==== Records to process ====
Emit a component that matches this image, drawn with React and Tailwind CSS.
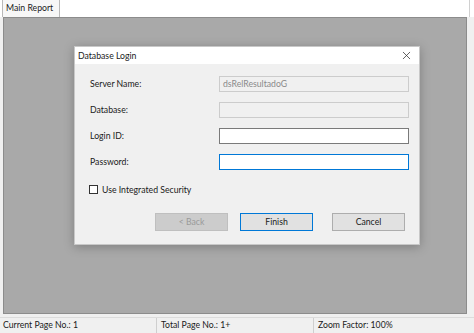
import { X } from "lucide-react";

const font = { fontFamily: 'Lato, "Noto Sans", sans-serif' };

function Field({ label, value, disabled, focused }) {
  const box = disabled
    ? "bg-[#f0f0f0] border-[#cccccc] text-[#8a8a8a]"
    : focused
    ? "bg-white border-[#0078d7]"
    : "bg-white border-[#7a7a7a]";
  return (
    <div className="flex items-center h-[16px]">
      <span className="w-[129px] text-[#1a1a1a]">{label}</span>
      <div className={`w-[190px] h-[16px] border ${box} leading-[14px] px-[3px]`}>
        {value}
      </div>
    </div>
  );
}

export default function App() {
  return (
    <div className="w-[474px] h-[333px] bg-[#f0f0f0] flex flex-col overflow-hidden text-[#1a1a1a] text-[8.7px]" style={font}>
      {/* tab strip */}
      <div className="h-[17px] flex bg-white">
        <div className="ml-[2px] w-[58px] h-[17px] border-l border-r border-[#b9b9b9] bg-[#f7f7f7] leading-[16px] pl-[3px] whitespace-nowrap">
          Main Report
        </div>
        <div className="flex-1 border-r border-[#d0d0d0] mr-[4px]" />
      </div>

      {/* report area */}
      <div className="flex-1 flex bg-[#f0f0f0] pl-[3px] pr-[7px] pb-[3px]">
        <div className="flex-1 bg-[#a9a9a9] border border-[#8c8c8c] pl-[70px] pt-[28px]">
          <div className="w-[346px] h-[199px] flex flex-col border border-[#c8c8c8] bg-[#f0f0f0] shadow-[0_2px_10px_rgba(0,0,0,0.25)]">
            <div className="h-[17px] bg-white flex items-center justify-between pl-[3px] pr-[6px]">
              <span>Database Login</span>
              <X className="w-[13px] h-[13px] text-[#333]" strokeWidth={1.4} />
            </div>
            <div className="flex flex-col pl-[15px] pt-[12px]">
              <div className="flex flex-col gap-[10px]">
                <Field label="Server Name:" value="dsRelResultadoG" disabled />
                <Field label="Database:" disabled />
              </div>
              <div className="flex flex-col gap-[10px] mt-[10px]">
                <Field label="Login ID:" />
                <Field label="Password:" focused />
              </div>
              <div className="flex items-center mt-[15px] h-[9px]">
                <div className="w-[9px] h-[9px] border border-[#333] bg-white -ml-[1px]" />
                <span className="ml-[4px]">Use Integrated Security</span>
              </div>
              <div className="flex mt-[19px] ml-[65px]">
                <div className="w-[73px] h-[18px] bg-[#cccccc] border border-[#bfbfbf] text-[#9a9a9a] flex items-center justify-center">
                  &lt; Back
                </div>
                <div className="ml-[12px] w-[73px] h-[18px] bg-[#e1e1e1] border border-[#0078d7] flex items-center justify-center">
                  Finish
                </div>
                <div className="ml-[19px] w-[73px] h-[18px] bg-[#e1e1e1] border border-[#adadad] flex items-center justify-center">
                  Cancel
                </div>
              </div>
            </div>
          </div>
        </div>
      </div>

      {/* status bar */}
      <div className="h-[16px] flex border-t border-[#dcdcdc] leading-[14px] bg-[#f0f0f0]">
        <div className="w-[157px] pl-[3px] border-r border-[#cfcfcf] whitespace-nowrap">Current Page No.: 1</div>
        <div className="w-[157px] pl-[4px] border-r border-[#cfcfcf] whitespace-nowrap">Total Page No.: 1+</div>
        <div className="flex-1 pl-[4px] whitespace-nowrap">Zoom Factor: 100%</div>
      </div>
    </div>
  );
}
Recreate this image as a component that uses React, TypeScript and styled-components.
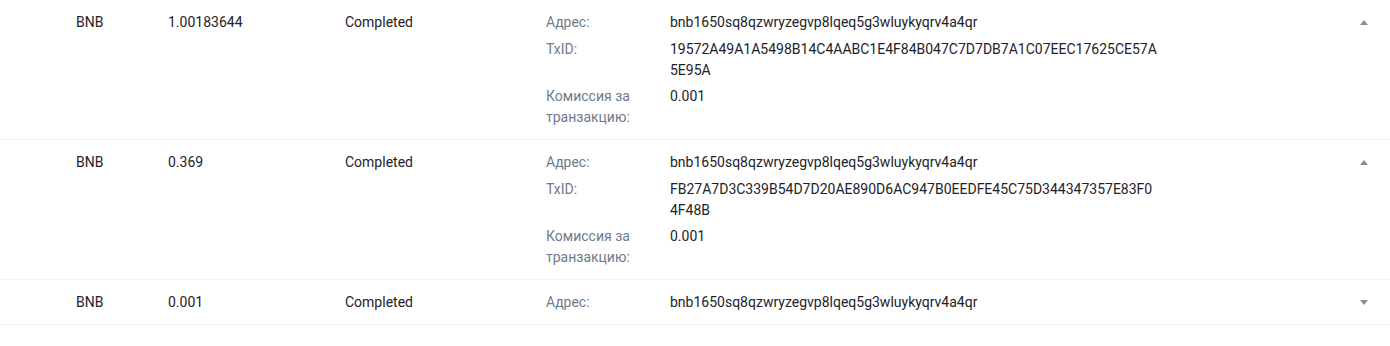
import React from "react";
import styled, { createGlobalStyle } from "styled-components";

const GlobalStyle = createGlobalStyle`
  body {
    margin: 0;
    background: #ffffff;
    font-family: Roboto, "Liberation Sans", Arial, sans-serif;
    font-size: 14px;
    color: #1e2329;
  }
`;

const Table = styled.div`
  display: flex;
  flex-direction: column;
  width: 100%;
`;

const Row = styled.div`
  display: flex;
  align-items: flex-start;
  padding: 12px 0 11px 76px;
  border-bottom: 1px solid #eef0f2;
  line-height: 21px;
`;

const Cell = styled.div<{ $w: number }>`
  flex: 0 0 ${(p) => p.$w}px;
  width: ${(p) => p.$w}px;
`;

const Details = styled.div`
  display: flex;
  flex-direction: column;
  gap: 5.5px;
  flex: 1;
`;

const DetailLine = styled.div`
  display: flex;
`;

const Label = styled.div`
  flex: 0 0 124px;
  width: 124px;
  padding-right: 16px;
  box-sizing: border-box;
  color: #707a8a;
`;

const Value = styled.div`
  width: 487px;
  word-break: break-all;
  color: #1e2329;
`;

const Toggle = styled.div`
  flex: 0 0 52px;
  display: flex;
  justify-content: center;
  padding-top: 8px;
  padding-left: 2px;
`;

const Caret = ({ up }: { up: boolean }) => (
  <svg width="8" height="5" viewBox="0 0 8 5" fill="#848e9c">
    {up ? <path d="M0 5 L4 0 L8 5 Z" /> : <path d="M0 0 L8 0 L4 5 Z" />}
  </svg>
);

type Tx = {
  coin: string;
  amount: string;
  status: string;
  address: string;
  txid?: string;
  fee?: string;
  open: boolean;
};

const rows: Tx[] = [
  {
    coin: "BNB",
    amount: "1.00183644",
    status: "Completed",
    address: "bnb1650sq8qzwryzegvp8lqeq5g3wluykyqrv4a4qr",
    txid: "19572A49A1A5498B14C4AABC1E4F84B047C7D7DB7A1C07EEC17625CE57A5E95A",
    fee: "0.001",
    open: true,
  },
  {
    coin: "BNB",
    amount: "0.369",
    status: "Completed",
    address: "bnb1650sq8qzwryzegvp8lqeq5g3wluykyqrv4a4qr",
    txid: "FB27A7D3C339B54D7D20AE890D6AC947B0EEDFE45C75D344347357E83F04F48B",
    fee: "0.001",
    open: true,
  },
  {
    coin: "BNB",
    amount: "0.001",
    status: "Completed",
    address: "bnb1650sq8qzwryzegvp8lqeq5g3wluykyqrv4a4qr",
    open: false,
  },
];

export default function App() {
  return (
    <>
      <GlobalStyle />
      <Table>
        {rows.map((r, i) => (
          <Row key={i}>
            <Cell $w={92}>{r.coin}</Cell>
            <Cell $w={177}>{r.amount}</Cell>
            <Cell $w={201}>{r.status}</Cell>
            <Details>
              <DetailLine>
                <Label>Адрес:</Label>
                <Value>{r.address}</Value>
              </DetailLine>
              {r.open && (
                <>
                  <DetailLine>
                    <Label>TxID:</Label>
                    <Value>{r.txid}</Value>
                  </DetailLine>
                  <DetailLine>
                    <Label>Комиссия за транзакцию:</Label>
                    <Value>{r.fee}</Value>
                  </DetailLine>
                </>
              )}
            </Details>
            <Toggle>
              <Caret up={r.open} />
            </Toggle>
          </Row>
        ))}
      </Table>
    </>
  );
}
====
**Brief:** Please write out all the data again word for word, but not the pictures.

**Result for this task:**
Emit a component that matches this image, drawn with React and Tailwind CSS.
import { X } from "lucide-react";

const font = { fontFamily: 'Lato, "Noto Sans", sans-serif' };

function Field({ label, value, disabled, focused }) {
  const box = disabled
    ? "bg-[#f0f0f0] border-[#cccccc] text-[#8a8a8a]"
    : focused
    ? "bg-white border-[#0078d7]"
    : "bg-white border-[#7a7a7a]";
  return (
    <div className="flex items-center h-[16px]">
      <span className="w-[129px] text-[#1a1a1a]">{label}</span>
      <div className={`w-[190px] h-[16px] border ${box} leading-[14px] px-[3px]`}>
        {value}
      </div>
    </div>
  );
}

export default function App() {
  return (
    <div className="w-[474px] h-[333px] bg-[#f0f0f0] flex flex-col overflow-hidden text-[#1a1a1a] text-[8.7px]" style={font}>
      {/* tab strip */}
      <div className="h-[17px] flex bg-white">
        <div className="ml-[2px] w-[58px] h-[17px] border-l border-r border-[#b9b9b9] bg-[#f7f7f7] leading-[16px] pl-[3px] whitespace-nowrap">
          Main Report
        </div>
        <div className="flex-1 border-r border-[#d0d0d0] mr-[4px]" />
      </div>

      {/* report area */}
      <div className="flex-1 flex bg-[#f0f0f0] pl-[3px] pr-[7px] pb-[3px]">
        <div className="flex-1 bg-[#a9a9a9] border border-[#8c8c8c] pl-[70px] pt-[28px]">
          <div className="w-[346px] h-[199px] flex flex-col border border-[#c8c8c8] bg-[#f0f0f0] shadow-[0_2px_10px_rgba(0,0,0,0.25)]">
            <div className="h-[17px] bg-white flex items-center justify-between pl-[3px] pr-[6px]">
              <span>Database Login</span>
              <X className="w-[13px] h-[13px] text-[#333]" strokeWidth={1.4} />
            </div>
            <div className="flex flex-col pl-[15px] pt-[12px]">
              <div className="flex flex-col gap-[10px]">
                <Field label="Server Name:" value="dsRelResultadoG" disabled />
                <Field label="Database:" disabled />
              </div>
              <div className="flex flex-col gap-[10px] mt-[10px]">
                <Field label="Login ID:" />
                <Field label="Password:" focused />
              </div>
              <div className="flex items-center mt-[15px] h-[9px]">
                <div className="w-[9px] h-[9px] border border-[#333] bg-white -ml-[1px]" />
                <span className="ml-[4px]">Use Integrated Security</span>
              </div>
              <div className="flex mt-[19px] ml-[65px]">
                <div className="w-[73px] h-[18px] bg-[#cccccc] border border-[#bfbfbf] text-[#9a9a9a] flex items-center justify-center">
                  &lt; Back
                </div>
                <div className="ml-[12px] w-[73px] h-[18px] bg-[#e1e1e1] border border-[#0078d7] flex items-center justify-center">
                  Finish
                </div>
                <div className="ml-[19px] w-[73px] h-[18px] bg-[#e1e1e1] border border-[#adadad] flex items-center justify-center">
                  Cancel
                </div>
              </div>
            </div>
          </div>
        </div>
      </div>

      {/* status bar */}
      <div className="h-[16px] flex border-t border-[#dcdcdc] leading-[14px] bg-[#f0f0f0]">
        <div className="w-[157px] pl-[3px] border-r border-[#cfcfcf] whitespace-nowrap">Current Page No.: 1</div>
        <div className="w-[157px] pl-[4px] border-r border-[#cfcfcf] whitespace-nowrap">Total Page No.: 1+</div>
        <div className="flex-1 pl-[4px] whitespace-nowrap">Zoom Factor: 100%</div>
      </div>
    </div>
  );
}
Recreate this image as a component that uses React, TypeScript and styled-components.
import React from "react";
import styled, { createGlobalStyle } from "styled-components";

const GlobalStyle = createGlobalStyle`
  body {
    margin: 0;
    background: #ffffff;
    font-family: Roboto, "Liberation Sans", Arial, sans-serif;
    font-size: 14px;
    color: #1e2329;
  }
`;

const Table = styled.div`
  display: flex;
  flex-direction: column;
  width: 100%;
`;

const Row = styled.div`
  display: flex;
  align-items: flex-start;
  padding: 12px 0 11px 76px;
  border-bottom: 1px solid #eef0f2;
  line-height: 21px;
`;

const Cell = styled.div<{ $w: number }>`
  flex: 0 0 ${(p) => p.$w}px;
  width: ${(p) => p.$w}px;
`;

const Details = styled.div`
  display: flex;
  flex-direction: column;
  gap: 5.5px;
  flex: 1;
`;

const DetailLine = styled.div`
  display: flex;
`;

const Label = styled.div`
  flex: 0 0 124px;
  width: 124px;
  padding-right: 16px;
  box-sizing: border-box;
  color: #707a8a;
`;

const Value = styled.div`
  width: 487px;
  word-break: break-all;
  color: #1e2329;
`;

const Toggle = styled.div`
  flex: 0 0 52px;
  display: flex;
  justify-content: center;
  padding-top: 8px;
  padding-left: 2px;
`;

const Caret = ({ up }: { up: boolean }) => (
  <svg width="8" height="5" viewBox="0 0 8 5" fill="#848e9c">
    {up ? <path d="M0 5 L4 0 L8 5 Z" /> : <path d="M0 0 L8 0 L4 5 Z" />}
  </svg>
);

type Tx = {
  coin: string;
  amount: string;
  status: string;
  address: string;
  txid?: string;
  fee?: string;
  open: boolean;
};

const rows: Tx[] = [
  {
    coin: "BNB",
    amount: "1.00183644",
    status: "Completed",
    address: "bnb1650sq8qzwryzegvp8lqeq5g3wluykyqrv4a4qr",
    txid: "19572A49A1A5498B14C4AABC1E4F84B047C7D7DB7A1C07EEC17625CE57A5E95A",
    fee: "0.001",
    open: true,
  },
  {
    coin: "BNB",
    amount: "0.369",
    status: "Completed",
    address: "bnb1650sq8qzwryzegvp8lqeq5g3wluykyqrv4a4qr",
    txid: "FB27A7D3C339B54D7D20AE890D6AC947B0EEDFE45C75D344347357E83F04F48B",
    fee: "0.001",
    open: true,
  },
  {
    coin: "BNB",
    amount: "0.001",
    status: "Completed",
    address: "bnb1650sq8qzwryzegvp8lqeq5g3wluykyqrv4a4qr",
    open: false,
  },
];

export default function App() {
  return (
    <>
      <GlobalStyle />
      <Table>
        {rows.map((r, i) => (
          <Row key={i}>
            <Cell $w={92}>{r.coin}</Cell>
            <Cell $w={177}>{r.amount}</Cell>
            <Cell $w={201}>{r.status}</Cell>
            <Details>
              <DetailLine>
                <Label>Адрес:</Label>
                <Value>{r.address}</Value>
              </DetailLine>
              {r.open && (
                <>
                  <DetailLine>
                    <Label>TxID:</Label>
                    <Value>{r.txid}</Value>
                  </DetailLine>
                  <DetailLine>
                    <Label>Комиссия за транзакцию:</Label>
                    <Value>{r.fee}</Value>
                  </DetailLine>
                </>
              )}
            </Details>
            <Toggle>
              <Caret up={r.open} />
            </Toggle>
          </Row>
        ))}
      </Table>
    </>
  );
}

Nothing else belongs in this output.